Sorry, I missed that. This bug has actually been here since before the
first git commit.
>
> > --- a/fs/hfs/extent.c
> > +++ b/fs/hfs/extent.c
> > @@ -300,7 +300,7 @@ int hfs_free_fork(struct super_block *sb, struct hfs_cat_file *file, int type)
> > return 0;
> >
> > blocks = 0;
> > - for (i = 0; i < 3; extent++, i++)
> > + for (i = 0; i < 3; i++)
> > blocks += be16_to_cpu(extent[i].count);
> >
> > res = hfs_free_extents(sb, extent, blocks, blocks);
>
> Well, that's quite the bug. Question is, why didn't anyone notice it.
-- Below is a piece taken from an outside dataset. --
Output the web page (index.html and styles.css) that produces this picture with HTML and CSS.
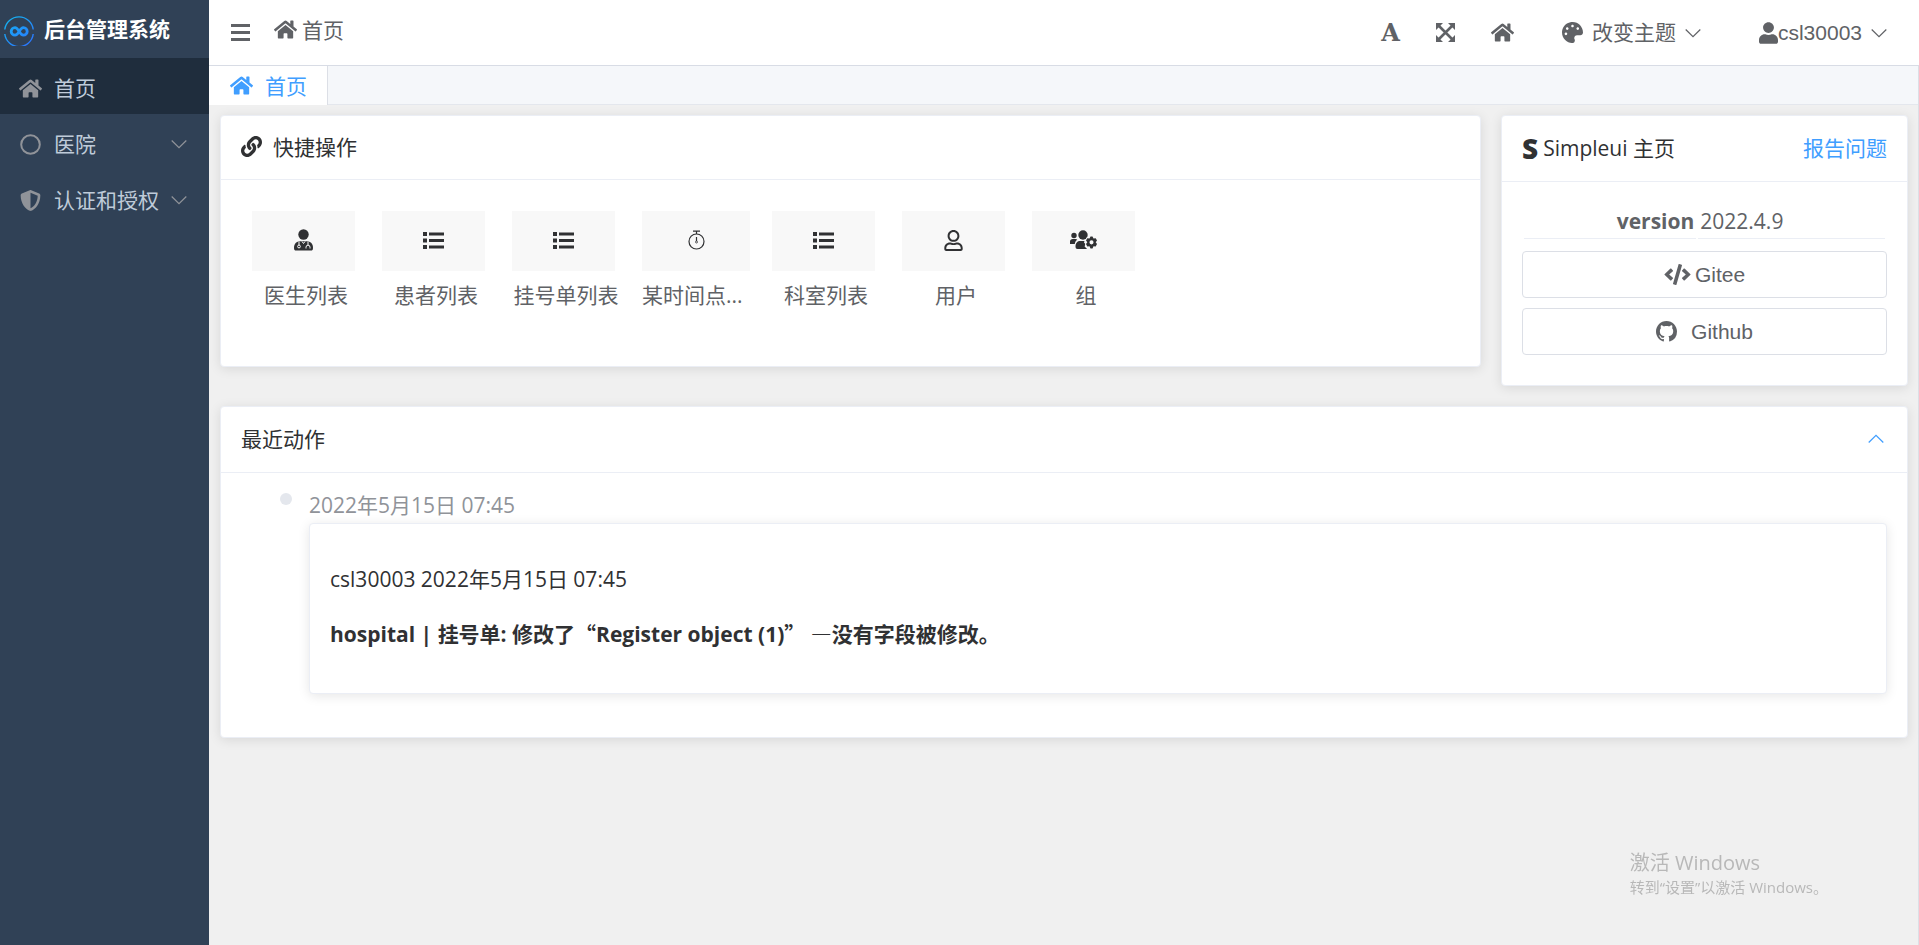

> What are the runtime effects?
This is only triggered when deleting a file with a resource fork. I may
be wrong because the documentation isn't clear, but I don't think you can
create those under linux. So I guess nobody was testing them.
> A disk space leak, perhaps?
That's what it looks like in general. hfs_free_extents() won't do anything
if the block count doesn't add up, and the error will be ignored. Now, if
the block count randomly does add up, we could see some corruption.
> I worry a bit that, given the fs was evidently working "ok", perhaps
> this error was corrected elsewhere in the code and that "fixing" this
> site will have unexpected and undesirable runtime effects. Can someone
> help me out here?
I don't think so. This bug also makes extent point to the wrong place on
the following call to hfs_free_extents(). There is no way this can work
correctly in general.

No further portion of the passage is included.